Keywords: apoptosis; baicalin; bovine mammary epithelial cells (BMECs); inflammation; nuclear factor erythroid 2-related factor 2 (Nrf2); oxidative stress.

Figure 1

Exploration of the optimal concentration and time of H₂O₂ and baicalin. (A) Effect of different concentrations of H₂O₂ (0, 100, 200, 400, 600, 800, and 1,000 μM) on the cell viability of BMECs upon stimulation for 4, 6, and 8 h. *P < 0.05 compared with the CON, **P < 0.05 compared with the 200 μM H₂O₂ group, ^#P < 0.05 compared with the 400 μM H₂O₂ group. (B) Effect of different concentrations of H₂O₂ on ROS levels in BMECs upon stimulation for 6 h. *P < 0.05. (C) Effect of different concentrations of baicalin (0, 5, 10, 25, 50, 100 μM) on the cell viability of BMECs upon stimulation for 12, 24 and 48 h. *P < 0.05 compared with the CON, **P < 0.05 compared with the 10 μM baicalin group, ^#P < 0.05 compared with the 50 μM baicalin group. (D) BMECs were treated with baicalin at different concentrations, and 200 μM H₂O₂ was added 6 h before the end of treatment to determine the cell viability at 24 h. *P < 0.05. (E) Effect of different concentrations of baicalin on H₂O₂-induced ROS levels in BMECs. *P < 0.05. The data from the CON were used to normalize the data of each treatment group. Each treatment was repeated three times, and the results are expressed as the means ± SEM.

Figure 2

Effect of baicalin on H₂O₂-induced changes in ROS, MDA, SOD and T-AOC in BMECs. BMECs were treated with 5 μM RA for 1 h, and baicalin (10 μM) was then added for 18 h before cotreatment with 200 μM H₂O₂ for 6 h. (A) The ROS fluorescence intensity was imaged using a fluorescence microscope (scale bar is 200 μm). (B) Changes in ROS levels in BMECs. (C) Changes in MDA content in BMECs. (D) Changes in SOD activity in BMECs. (E) Changes in T-AOC levels in BMECs. *P < 0.05. RA, Nrf2 inhibitor.

Figure 3

Activation of the Keap1/Nrf2 signaling pathway by baicalin. BMECs were treated with 5 μM RA for 1 h, and baicalin (10 μM) was then added for 18 h before cotreatment with 200 μM H₂O₂ for 6 h. (A) Western blot analysis of Keap1 and Nrf2 protein levels in BMECs.
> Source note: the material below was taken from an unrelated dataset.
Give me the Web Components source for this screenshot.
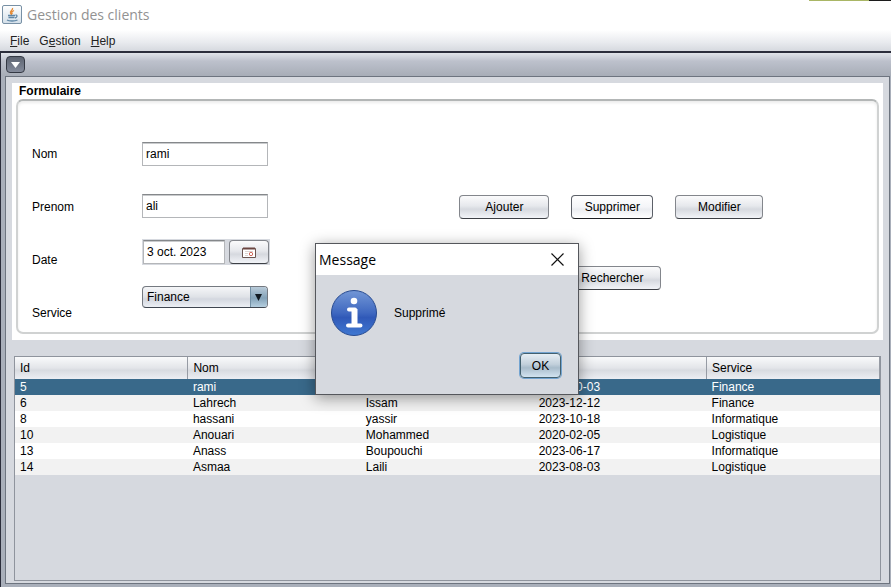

Immunoreactive bands are shown on the left, and quantitative results are shown on the right. (B) Nrf2 mRNA levels in BMECs. (C) Keap1 mRNA levels in BMECs. (D) HO-1 mRNA levels in BMECs. (E) NQO1 mRNA levels in BMECs. *P < 0.05.

Figure 4

Baicalin inhibits the H₂O₂-induced NF-κB signaling pathway. BMECs were treated with 5 μM RA for 1 h, and baicalin (10 μM) was then added for 18 h before cotreatment with 200 μM H₂O₂ for 6 h. (A) Western blot analysis of IκBα, p65 and p-p65 protein levels in BMECs. Immunoreactive bands are shown on the left, and quantitative results are shown on the right. (B) IL-6 mRNA levels in BMECs. (C) IL-1β mRNA levels in BMECs. (D) TNF-α mRNA levels in BMECs. *P < 0.05.

Figure 5

Baicalin inhibits the H₂O₂-induced caspase3/Bcl-2 signaling pathway. BMECs were treated with 5 μM RA for 1 h, and baicalin (10 μM) was then added for 18 h before cotreatment with 200 μM H₂O₂ for 6 h. (A) Western blot analysis of caspase3 and Bax protein levels in BMECs. Immunoreactive bands are shown on the left, and quantitative results are shown on the right. (B) Caspase3 mRNA levels in BMECs. (C) Bax mRNA levels in BMECs. (D) Bcl-2 mRNA levels in BMECs. (E) Ratio of Bcl-2 to Bax mRNA levels in BMECs. *P < 0.05.

Figure 6

Schematic summary of the effect and mechanism of baicalin on H₂O₂-induced oxidative stress, inflammation and apoptosis in BMECs. Baicalin resists H₂O₂-induced oxidative damage in BMECs by activating the Keap1/Nrf2 signaling pathway and reducing ROS production, which in turn inhibits NF-κB inflammation and the caspase3/Bcl-2 apoptotic pathway to maintain intracellular redox homeostasis.